Epiphanies While Shoe Shopping at Target

I LOVE having the opportunity to do an activity like this – shoe shopping, something normal and needed, but not thrilling – and go slowly.

It keeps us much more calm. Taking our time makes things like trying on a ton of different shoes and letting the kids do self check-out actually fun. Going slow gives me time to laugh and smile and make memories doing this “boring” errand.

But sometimes my worry wheel gets spinning and I feel the urge to speed things up…

Even on this day when the only thing I was missing was the early parts of a brew, during which I'd be doing nothing of use AT ALL (seriously, I'd just be standing around…chatting…), I felt myself worrying about the time slipping away. I texted my husband something like, “On my way, but at Target with very slow shoppers.”

I actually was having a great morning with my younger two kids, but was having trouble focusing on it because I still worried about other people other places; I imagined my husband wondering why I was taking so long. That constant caregiver in me kept distracting me from who I was with at the moment and instead worried: who am I disappointing?

This is a mistaken belief that keeps me from slowing down – it is the belief that my value as a person comes only from pleasing others. 

(I'm working on it. It's a tough one to root out and discard.)

To his credit Michael quickly replied “No worries!”. It was only after I felt the relief of seeing that reply that I realized how strong that nagging worry had been. I'd been holding onto all that worry and he was doing FINE without me. Of course, haha.  Even if he hadn't been relaxed about me being late…was it REALLY more critical for me to stand around with other grown ups rather than having those slow moments with my kids?

It's so nurturing for our family to not rush. I want to slow down, and yet it's hard for me to shut out all the thoughts of why we should go faster, and most of those thoughts revolve around pleasing others, not my kids or myself.

For me, a person inclined to try and take care of everyone, even when they don't need me to take care of them, the lesson is that if I want to enjoy slowing down, I need to let go of trying to be everything to everyone.

It's a lesson I learn over and over.

Slowing down is so healthy for the connection in our family, and that won't always suit everyone, but the rewards for going slower are worth it.
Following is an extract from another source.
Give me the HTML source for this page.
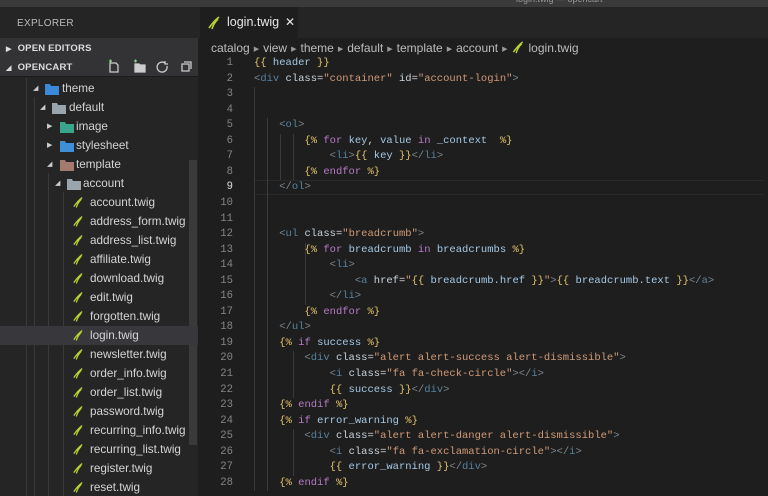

Slowing Down When You're a Constant Caretaker

If you too lean towards being a caretaker, a “people pleaser” – someone who tends to constantly be looking out for what you believe other people need, these opportunities to go slow can pass you by.

Instead of seeing that moment you can slow down and be more relaxed with your kids, you feel anxiety or guilt about not being there for someone else in that same moment.
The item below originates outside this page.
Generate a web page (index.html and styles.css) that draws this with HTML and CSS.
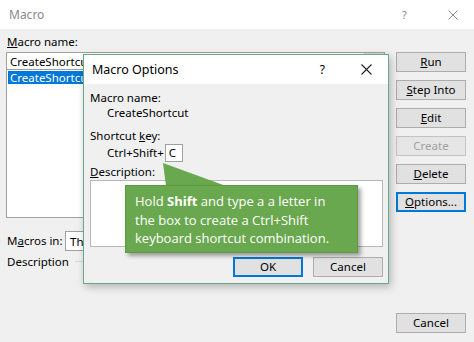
FILE: index.html
```html
<!DOCTYPE html>
<html>
<head>
<meta charset="utf-8">
<link rel="stylesheet" href="styles.css">
</head>
<body>
<div class="win">
  <div class="titlebar">
    <span class="title">Macro</span>
    <span class="tb-help">?</span>
    <svg class="tb-close" width="10" height="10" viewBox="0 0 10 10"><path d="M0.5 0.5L9.5 9.5M9.5 0.5L0.5 9.5" stroke="#8a8a8a" stroke-width="1" fill="none"/></svg>
  </div>
  <div class="body">
    <div class="left">
      <div class="lbl"><u>M</u>acro name:</div>
      <div class="namebox"><span>CreateShortcut</span><span class="upbtn"></span></div>
      <div class="list"><div class="item sel">CreateShortcut</div></div>
      <div class="inrow"><span class="lbl">M<u>a</u>cros in:</span><div class="combo">Thi</div></div>
      <div class="descrow"><span>Description</span><span class="groove"></span></div>
    </div>
    <div class="right">
      <button class="btn"><u>R</u>un</button>
      <button class="btn"><u>S</u>tep Into</button>
      <button class="btn"><u>E</u>dit</button>
      <button class="btn disabled">Create</button>
      <button class="btn"><u>D</u>elete</button>
      <button class="btn default"><u>O</u>ptions...</button>
      <div class="spacer"></div>
      <button class="btn">Cancel</button>
    </div>
  </div>
</div>

<div class="dlg">
  <div class="dlg-title">
    <span class="title">Macro Options</span>
    <span class="dlg-help">?</span>
    <svg class="dlg-close" width="11" height="11" viewBox="0 0 11 11"><path d="M0.5 0.5L10.5 10.5M10.5 0.5L0.5 10.5" stroke="#222" stroke-width="1.1" fill="none"/></svg>
  </div>
  <div class="dlg-body">
    <div class="lbl">Macro name:</div>
    <div class="indent">CreateShortcut</div>
    <div class="lbl sk">Shortcut <u>k</u>ey:</div>
    <div class="indent keyrow"><span>Ctrl+Shift+</span><span class="keybox">C</span></div>
    <div class="lbl"><u>D</u>escription:</div>
    <div class="textarea"></div>
    <div class="dlg-btns">
      <button class="btn default wide">OK</button>
      <button class="btn wide">Cancel</button>
    </div>
  </div>
</div>

<svg class="pointer" width="70" height="24" viewBox="0 0 70 24"><polygon points="1,0 4,23 64,23" fill="#6aa84f"/></svg>
<div class="callout">Hold <b>Shift</b> and type a a letter in<br>the box to create a Ctrl+Shift<br>keyboard shortcut combination.</div>
</body>
</html>
```
FILE: styles.css
```css
* { box-sizing: border-box; }
html, body { margin: 0; padding: 0; }
body {
  width: 474px; height: 342px; overflow: hidden;
  background: #f0f0f0;
  font-family: "Noto Sans", "Open Sans", sans-serif;
  font-size: 11.5px;
  color: #000;
  position: relative;
}
u { text-decoration: underline; text-underline-offset: 1px; }
.win { width: 474px; height: 342px; display: flex; flex-direction: column; }
.titlebar {
  height: 29px; background: #fff; display: flex; align-items: center;
  padding-left: 9px; font-size: 12px; color: #8a8a8a;
}
.titlebar .title { flex: 1; }
.tb-help { width: 10px; margin-right: 36px; font-size: 11px; }
.tb-close { margin-right: 16px; }
.body { flex: 1; display: flex; padding: 0 8px 9px 6px; gap: 11px; }
.left { width: 380px; display: flex; flex-direction: column; }
.lbl { line-height: 14px; }
.left > .lbl { padding: 6px 0 0 1px; height: 23px; }
.namebox {
  height: 18px; background: #fff; border: 1px solid #a0a0a0;
  display: flex; align-items: center; padding-left: 3px; position: relative;
}
.namebox span:first-child { flex: 1; }
.upbtn { width: 20px; height: 16px; background: #dcdcdc; border-left: 1px solid #c8c8c8; }
.list {
  height: 148px; background: #fff; border: 1px solid #a0a0a0; border-top: none;
  padding: 1px 0 0 1px;
}
.item { line-height: 13px; padding-left: 2px; width: 75px; }
.item.sel { background: #0078d7; color: #fff; }
.inrow { display: flex; align-items: center; margin-top: 13px; height: 20px; }
.inrow .lbl { width: 59px; padding-left: 1px; }
.combo { height: 20px; width: 40px; background: #fff; border: 1px solid #a0a0a0; padding: 2px 0 0 4px; overflow: hidden; }
.descrow { display: flex; align-items: center; margin-top: 3px; padding-left: 1px; height: 15px; }
.groove { flex: 1; margin-left: 6px; height: 1px; background: #dadada; }
.right { width: 70px; display: flex; flex-direction: column; padding-top: 23px; gap: 8px; }
.btn {
  font-family: inherit; font-size: 11.5px; color: #000;
  height: 20px; width: 70px; padding: 0; margin: 0;
  background: #e1e1e1; border: 1px solid #adadad;
  line-height: 16px; text-align: center;
}
.btn.default { border: 2px solid #0078d7; }
.btn.disabled { color: #a0a0a0; border-color: #c4c4c4; background: #e6e6e6; }
.spacer { flex: 1; }

.dlg {
  position: absolute; left: 83px; top: 54px; width: 306px; height: 230px;
  border: 1px solid #66a888; background: #f0f0f0;
  box-shadow: 2px 3px 8px rgba(0,0,0,0.25);
  display: flex; flex-direction: column;
}
.dlg-title {
  height: 29px; background: #fff; display: flex; align-items: center;
  padding-left: 8px; font-size: 12.5px;
}
.dlg-title .title { flex: 1; }
.dlg-help { margin-right: 36px; font-size: 12px; }
.dlg-close { margin-right: 16px; }
.dlg-body { flex: 1; padding: 7px 5px 0 6px; display: flex; flex-direction: column; }
.dlg-body .lbl { height: 15px; }
.indent { padding-left: 17px; height: 15px; line-height: 14px; }
.sk { margin-top: 8px; }
.keyrow { display: flex; align-items: center; height: 19px; margin: -1px 0 3px; }
.keybox {
  width: 18px; height: 18px; background: #fff; border: 1px solid #a0a0a0;
  margin-left: 1px; padding-left: 3px; line-height: 16px;
}
.textarea { height: 67px; background: #fff; border: 1px solid #b8b8b8; margin-top: 0; }
.dlg-btns { display: flex; justify-content: flex-end; gap: 10px; margin-top: 10px; }
.btn.wide { width: 70px; }

.pointer { position: absolute; left: 162px; top: 163px; }
.callout {
  position: absolute; left: 125px; top: 185px; width: 233px; height: 68px;
  background: #6aa84f; border: 1px solid #5e9a45; color: #fff;
  font-family: "Open Sans", "Noto Sans", sans-serif; font-size: 13px;
  line-height: 18.5px; padding: 6px 0 0 9px;
  box-shadow: 3px 3px 4px rgba(0,0,0,0.35);
}
.callout b { font-weight: 700; }
```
Logically we know we can't be everything to everyone. Many of us reach a point in life of realizing this people pleasing tendency isn't healthy, but your habit of finding self worth through caring for others is probably hard to shake.

For me, this is a practice. I practice coming back to my priority of creating connected family. Priority means that one thing takes precedent over another, not equal to another –  I'm practicing realizing when I've veered off track trying to please everyone equally instead of prioritizing my family's emotional health.

I'm practicing letting go of making everyone happy. The happiness I get from being more calm and connected with my kids is much more fulfilling than striving towards the impossible and unhealthy notion of not-ever-inconveniencing others.

If you begin to practice this, you will not get to choose to be convenient to everyone anymore. You will be choosing connection instead.

You might have to say no to something that you feel like a nice person would say yes to. You may say no awkwardly sometimes (all of this takes, yes, practice). You may feel conflicted, and sometimes you may disappoint people.

But you will get better at it. Over time you will find yourself better able to determine when your time is being spent in a way that nurtures connection. You'll begin to find yourself slowing down while you're shoe shopping maybe, realizing that this moment, right now is worth going slow for…and those worries about other people can just quiet down.

When you slow down with your kids, you take a stand for yourself and for your family. You make the declaration that THIS IS WHAT MATTERS.

This beautiful quote by Iain Thomas reminds us of this practice:

“And every day, the world will drag you by the hand, yelling, “This is important! And this is important! And this is important! You need to worry about this! And this! And this!” And each day, it’s up to you to yank your hand back, put it on your heart and say, “No. This is what’s important.”

How is connection going in your family? Does this inspire you to go more slowly today?